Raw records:
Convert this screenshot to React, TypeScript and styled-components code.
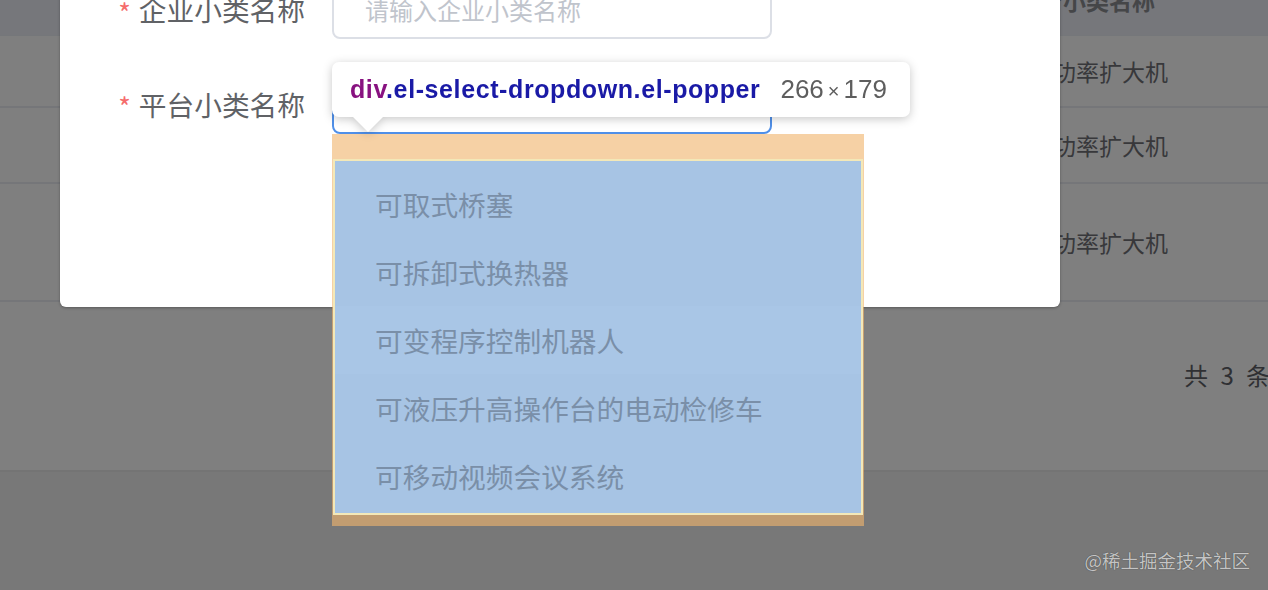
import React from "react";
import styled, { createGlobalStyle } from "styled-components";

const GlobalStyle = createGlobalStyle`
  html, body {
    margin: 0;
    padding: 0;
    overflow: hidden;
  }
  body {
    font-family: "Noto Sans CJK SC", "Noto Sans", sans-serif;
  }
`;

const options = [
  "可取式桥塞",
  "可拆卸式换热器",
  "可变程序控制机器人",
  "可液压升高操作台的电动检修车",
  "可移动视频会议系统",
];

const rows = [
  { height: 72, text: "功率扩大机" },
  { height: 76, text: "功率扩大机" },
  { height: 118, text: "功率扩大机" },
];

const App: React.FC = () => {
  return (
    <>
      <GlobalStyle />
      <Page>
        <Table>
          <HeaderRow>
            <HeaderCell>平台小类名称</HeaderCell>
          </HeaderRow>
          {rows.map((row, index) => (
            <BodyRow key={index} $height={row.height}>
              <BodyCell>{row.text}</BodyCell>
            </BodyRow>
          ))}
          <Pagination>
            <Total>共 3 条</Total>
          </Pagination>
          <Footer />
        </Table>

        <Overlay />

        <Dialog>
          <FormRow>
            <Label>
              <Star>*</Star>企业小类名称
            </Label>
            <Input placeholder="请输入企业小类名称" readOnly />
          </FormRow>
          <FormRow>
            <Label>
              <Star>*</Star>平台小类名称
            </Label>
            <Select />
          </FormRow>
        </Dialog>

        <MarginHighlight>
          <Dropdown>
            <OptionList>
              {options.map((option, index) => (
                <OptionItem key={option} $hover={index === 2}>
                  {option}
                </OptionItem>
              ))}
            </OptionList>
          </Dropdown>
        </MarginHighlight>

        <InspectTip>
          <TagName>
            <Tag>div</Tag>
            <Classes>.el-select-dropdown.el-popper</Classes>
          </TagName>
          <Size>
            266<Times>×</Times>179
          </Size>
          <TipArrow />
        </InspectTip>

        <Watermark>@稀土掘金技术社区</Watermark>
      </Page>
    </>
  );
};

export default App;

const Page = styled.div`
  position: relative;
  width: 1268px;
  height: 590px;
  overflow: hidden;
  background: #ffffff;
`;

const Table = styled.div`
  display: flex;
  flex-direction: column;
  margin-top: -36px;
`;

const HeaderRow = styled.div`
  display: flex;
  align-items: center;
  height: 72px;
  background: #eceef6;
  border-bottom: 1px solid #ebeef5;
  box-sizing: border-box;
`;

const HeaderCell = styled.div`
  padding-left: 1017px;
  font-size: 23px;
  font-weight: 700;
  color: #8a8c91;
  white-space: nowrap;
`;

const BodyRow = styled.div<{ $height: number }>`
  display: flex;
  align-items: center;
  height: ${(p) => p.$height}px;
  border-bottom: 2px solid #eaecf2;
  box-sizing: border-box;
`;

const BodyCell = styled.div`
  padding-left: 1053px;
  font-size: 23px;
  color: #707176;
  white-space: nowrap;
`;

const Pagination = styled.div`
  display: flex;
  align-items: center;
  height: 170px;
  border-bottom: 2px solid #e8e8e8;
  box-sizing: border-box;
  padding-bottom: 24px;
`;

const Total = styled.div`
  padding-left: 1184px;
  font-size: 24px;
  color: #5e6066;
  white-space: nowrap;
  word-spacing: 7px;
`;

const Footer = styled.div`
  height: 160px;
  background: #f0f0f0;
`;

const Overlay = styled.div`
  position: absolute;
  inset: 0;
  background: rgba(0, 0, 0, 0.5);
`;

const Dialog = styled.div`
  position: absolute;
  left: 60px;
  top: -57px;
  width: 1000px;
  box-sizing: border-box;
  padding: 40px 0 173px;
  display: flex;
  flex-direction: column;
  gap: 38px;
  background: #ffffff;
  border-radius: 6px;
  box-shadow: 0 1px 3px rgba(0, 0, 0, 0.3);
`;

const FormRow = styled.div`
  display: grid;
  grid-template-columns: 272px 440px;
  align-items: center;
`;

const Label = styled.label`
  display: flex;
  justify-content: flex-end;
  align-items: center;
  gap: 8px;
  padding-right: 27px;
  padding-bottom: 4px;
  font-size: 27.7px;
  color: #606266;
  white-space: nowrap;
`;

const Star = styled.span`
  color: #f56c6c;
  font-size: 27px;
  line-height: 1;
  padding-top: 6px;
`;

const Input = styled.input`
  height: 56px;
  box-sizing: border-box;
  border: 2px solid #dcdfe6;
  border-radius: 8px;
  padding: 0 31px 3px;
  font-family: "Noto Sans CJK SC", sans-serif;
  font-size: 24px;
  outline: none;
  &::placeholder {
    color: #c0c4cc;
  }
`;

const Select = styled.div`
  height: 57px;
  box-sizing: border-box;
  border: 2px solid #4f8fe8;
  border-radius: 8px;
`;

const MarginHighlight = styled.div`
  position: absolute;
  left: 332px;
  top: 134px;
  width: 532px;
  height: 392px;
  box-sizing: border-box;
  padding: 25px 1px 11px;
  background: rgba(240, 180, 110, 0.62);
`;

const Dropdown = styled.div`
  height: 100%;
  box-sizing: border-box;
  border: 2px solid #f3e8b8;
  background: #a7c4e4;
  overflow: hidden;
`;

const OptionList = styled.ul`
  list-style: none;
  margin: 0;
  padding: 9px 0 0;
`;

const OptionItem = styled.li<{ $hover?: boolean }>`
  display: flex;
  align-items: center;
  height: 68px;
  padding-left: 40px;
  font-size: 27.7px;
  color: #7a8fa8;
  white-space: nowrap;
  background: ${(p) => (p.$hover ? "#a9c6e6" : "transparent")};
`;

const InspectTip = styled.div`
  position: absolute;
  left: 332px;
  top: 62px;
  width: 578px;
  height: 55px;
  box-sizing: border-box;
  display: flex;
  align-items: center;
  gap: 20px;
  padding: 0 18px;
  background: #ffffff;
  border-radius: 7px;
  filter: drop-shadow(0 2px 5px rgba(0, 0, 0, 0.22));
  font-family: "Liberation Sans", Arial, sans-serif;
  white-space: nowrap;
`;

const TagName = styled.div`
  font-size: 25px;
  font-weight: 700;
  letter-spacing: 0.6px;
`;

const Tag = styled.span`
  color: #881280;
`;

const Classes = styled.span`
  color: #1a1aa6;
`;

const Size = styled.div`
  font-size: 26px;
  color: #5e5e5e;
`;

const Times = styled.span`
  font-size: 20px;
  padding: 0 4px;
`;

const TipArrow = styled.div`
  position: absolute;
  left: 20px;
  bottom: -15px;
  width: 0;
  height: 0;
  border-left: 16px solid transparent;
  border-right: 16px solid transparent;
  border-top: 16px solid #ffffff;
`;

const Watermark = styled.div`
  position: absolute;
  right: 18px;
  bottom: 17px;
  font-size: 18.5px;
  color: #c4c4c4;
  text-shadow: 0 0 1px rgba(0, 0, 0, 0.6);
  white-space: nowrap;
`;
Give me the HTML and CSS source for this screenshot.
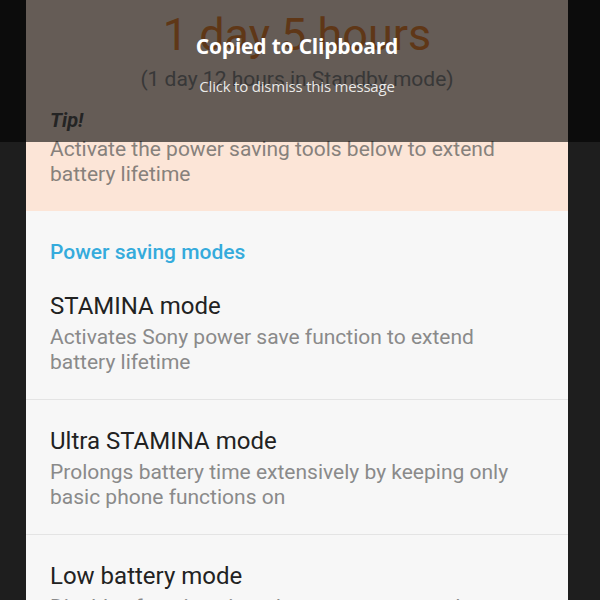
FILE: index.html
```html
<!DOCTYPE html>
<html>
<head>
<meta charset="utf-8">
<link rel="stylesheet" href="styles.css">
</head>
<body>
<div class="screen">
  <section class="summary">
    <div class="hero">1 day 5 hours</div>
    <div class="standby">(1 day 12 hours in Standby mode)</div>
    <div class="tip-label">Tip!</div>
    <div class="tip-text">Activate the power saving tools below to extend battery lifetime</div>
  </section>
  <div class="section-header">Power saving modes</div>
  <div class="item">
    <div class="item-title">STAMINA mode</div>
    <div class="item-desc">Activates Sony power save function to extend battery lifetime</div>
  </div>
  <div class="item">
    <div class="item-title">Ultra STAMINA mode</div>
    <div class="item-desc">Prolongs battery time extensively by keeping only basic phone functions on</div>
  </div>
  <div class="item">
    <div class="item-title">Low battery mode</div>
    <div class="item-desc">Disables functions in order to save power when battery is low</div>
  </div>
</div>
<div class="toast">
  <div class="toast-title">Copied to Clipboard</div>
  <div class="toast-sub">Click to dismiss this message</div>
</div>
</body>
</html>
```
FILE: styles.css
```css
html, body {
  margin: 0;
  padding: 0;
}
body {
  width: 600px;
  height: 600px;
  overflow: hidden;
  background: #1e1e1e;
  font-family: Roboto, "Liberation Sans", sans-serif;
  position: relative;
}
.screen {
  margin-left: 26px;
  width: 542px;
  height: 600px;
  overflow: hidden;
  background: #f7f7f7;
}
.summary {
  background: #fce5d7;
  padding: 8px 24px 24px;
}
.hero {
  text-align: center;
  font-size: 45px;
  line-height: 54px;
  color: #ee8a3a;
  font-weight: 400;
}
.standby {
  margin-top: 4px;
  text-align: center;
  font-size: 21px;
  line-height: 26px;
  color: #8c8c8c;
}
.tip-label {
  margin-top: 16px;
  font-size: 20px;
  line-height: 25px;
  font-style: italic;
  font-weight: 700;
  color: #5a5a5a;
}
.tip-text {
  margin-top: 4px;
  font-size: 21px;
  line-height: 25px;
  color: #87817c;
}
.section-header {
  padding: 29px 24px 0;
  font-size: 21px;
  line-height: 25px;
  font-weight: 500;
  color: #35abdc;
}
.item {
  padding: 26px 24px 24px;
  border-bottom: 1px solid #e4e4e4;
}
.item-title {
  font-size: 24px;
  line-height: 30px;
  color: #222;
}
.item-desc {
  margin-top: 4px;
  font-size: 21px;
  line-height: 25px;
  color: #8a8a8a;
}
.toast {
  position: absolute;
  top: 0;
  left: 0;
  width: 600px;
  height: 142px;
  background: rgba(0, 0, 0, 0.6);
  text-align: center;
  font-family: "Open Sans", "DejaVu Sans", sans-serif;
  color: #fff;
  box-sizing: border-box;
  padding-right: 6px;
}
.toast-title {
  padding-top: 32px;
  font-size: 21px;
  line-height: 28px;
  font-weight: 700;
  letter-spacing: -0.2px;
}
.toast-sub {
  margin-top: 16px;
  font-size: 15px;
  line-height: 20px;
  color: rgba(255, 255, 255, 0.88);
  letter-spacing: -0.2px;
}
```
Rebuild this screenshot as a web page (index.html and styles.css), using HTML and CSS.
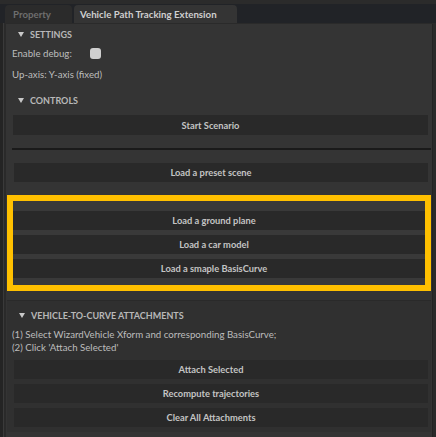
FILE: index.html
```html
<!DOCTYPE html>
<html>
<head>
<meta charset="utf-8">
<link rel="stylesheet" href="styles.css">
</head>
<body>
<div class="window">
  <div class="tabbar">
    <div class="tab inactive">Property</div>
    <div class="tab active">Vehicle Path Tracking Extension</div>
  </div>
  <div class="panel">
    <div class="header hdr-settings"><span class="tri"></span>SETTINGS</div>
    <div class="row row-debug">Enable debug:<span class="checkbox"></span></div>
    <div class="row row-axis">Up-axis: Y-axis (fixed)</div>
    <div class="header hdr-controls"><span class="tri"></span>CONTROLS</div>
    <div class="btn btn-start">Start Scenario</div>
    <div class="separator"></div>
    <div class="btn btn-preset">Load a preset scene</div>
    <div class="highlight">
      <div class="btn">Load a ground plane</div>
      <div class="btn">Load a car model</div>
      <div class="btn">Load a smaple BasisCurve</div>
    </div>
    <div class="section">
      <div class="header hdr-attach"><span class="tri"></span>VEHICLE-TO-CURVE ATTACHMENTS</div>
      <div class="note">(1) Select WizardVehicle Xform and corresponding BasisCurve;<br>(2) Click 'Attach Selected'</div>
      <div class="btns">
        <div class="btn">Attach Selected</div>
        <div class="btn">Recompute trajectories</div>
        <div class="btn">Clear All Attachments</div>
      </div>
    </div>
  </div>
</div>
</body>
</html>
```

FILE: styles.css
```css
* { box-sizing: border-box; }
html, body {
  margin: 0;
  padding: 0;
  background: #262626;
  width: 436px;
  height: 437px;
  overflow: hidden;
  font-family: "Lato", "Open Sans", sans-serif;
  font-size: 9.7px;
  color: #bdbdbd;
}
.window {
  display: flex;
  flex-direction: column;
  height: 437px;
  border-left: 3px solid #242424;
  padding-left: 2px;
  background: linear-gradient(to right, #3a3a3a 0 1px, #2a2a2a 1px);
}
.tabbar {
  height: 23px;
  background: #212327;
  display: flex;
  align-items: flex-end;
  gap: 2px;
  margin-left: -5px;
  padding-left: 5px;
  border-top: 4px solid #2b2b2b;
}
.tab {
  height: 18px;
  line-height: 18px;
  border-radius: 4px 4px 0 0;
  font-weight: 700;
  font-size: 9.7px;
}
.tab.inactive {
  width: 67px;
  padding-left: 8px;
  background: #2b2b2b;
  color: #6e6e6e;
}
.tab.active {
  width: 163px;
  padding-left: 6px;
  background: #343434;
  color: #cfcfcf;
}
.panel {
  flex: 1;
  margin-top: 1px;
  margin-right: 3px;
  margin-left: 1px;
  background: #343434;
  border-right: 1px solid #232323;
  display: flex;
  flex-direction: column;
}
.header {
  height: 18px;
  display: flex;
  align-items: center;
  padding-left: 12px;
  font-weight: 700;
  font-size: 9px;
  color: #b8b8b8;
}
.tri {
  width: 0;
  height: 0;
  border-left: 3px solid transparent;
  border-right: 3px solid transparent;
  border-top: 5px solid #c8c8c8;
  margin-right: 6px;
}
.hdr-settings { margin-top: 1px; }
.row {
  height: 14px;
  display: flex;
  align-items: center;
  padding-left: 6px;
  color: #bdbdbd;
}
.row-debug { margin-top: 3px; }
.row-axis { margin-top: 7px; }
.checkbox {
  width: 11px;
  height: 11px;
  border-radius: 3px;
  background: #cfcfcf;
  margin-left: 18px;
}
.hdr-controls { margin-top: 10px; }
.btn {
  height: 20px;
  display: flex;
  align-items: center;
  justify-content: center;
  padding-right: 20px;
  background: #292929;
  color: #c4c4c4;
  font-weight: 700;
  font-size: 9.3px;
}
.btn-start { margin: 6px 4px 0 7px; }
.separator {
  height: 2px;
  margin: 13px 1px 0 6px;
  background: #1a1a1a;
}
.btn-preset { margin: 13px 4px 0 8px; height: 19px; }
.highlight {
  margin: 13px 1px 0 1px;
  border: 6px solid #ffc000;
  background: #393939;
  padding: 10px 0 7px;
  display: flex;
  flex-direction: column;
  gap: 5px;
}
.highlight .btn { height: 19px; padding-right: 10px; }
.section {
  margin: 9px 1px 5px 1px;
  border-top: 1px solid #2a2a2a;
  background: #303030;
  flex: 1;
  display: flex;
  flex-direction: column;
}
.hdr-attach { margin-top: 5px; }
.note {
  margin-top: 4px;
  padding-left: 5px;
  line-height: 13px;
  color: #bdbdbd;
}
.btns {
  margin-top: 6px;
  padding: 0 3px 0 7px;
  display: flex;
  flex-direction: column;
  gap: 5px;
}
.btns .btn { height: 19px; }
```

#### [Directions for this task]
Copy exactly the lines from the first line of the records above through the line with "<Overlay />", both included, and nothing else. Pictures stay out.

#### [The response]
Convert this screenshot to React, TypeScript and styled-components code.
import React from "react";
import styled, { createGlobalStyle } from "styled-components";

const GlobalStyle = createGlobalStyle`
  html, body {
    margin: 0;
    padding: 0;
    overflow: hidden;
  }
  body {
    font-family: "Noto Sans CJK SC", "Noto Sans", sans-serif;
  }
`;

const options = [
  "可取式桥塞",
  "可拆卸式换热器",
  "可变程序控制机器人",
  "可液压升高操作台的电动检修车",
  "可移动视频会议系统",
];

const rows = [
  { height: 72, text: "功率扩大机" },
  { height: 76, text: "功率扩大机" },
  { height: 118, text: "功率扩大机" },
];

const App: React.FC = () => {
  return (
    <>
      <GlobalStyle />
      <Page>
        <Table>
          <HeaderRow>
            <HeaderCell>平台小类名称</HeaderCell>
          </HeaderRow>
          {rows.map((row, index) => (
            <BodyRow key={index} $height={row.height}>
              <BodyCell>{row.text}</BodyCell>
            </BodyRow>
          ))}
          <Pagination>
            <Total>共 3 条</Total>
          </Pagination>
          <Footer />
        </Table>

        <Overlay />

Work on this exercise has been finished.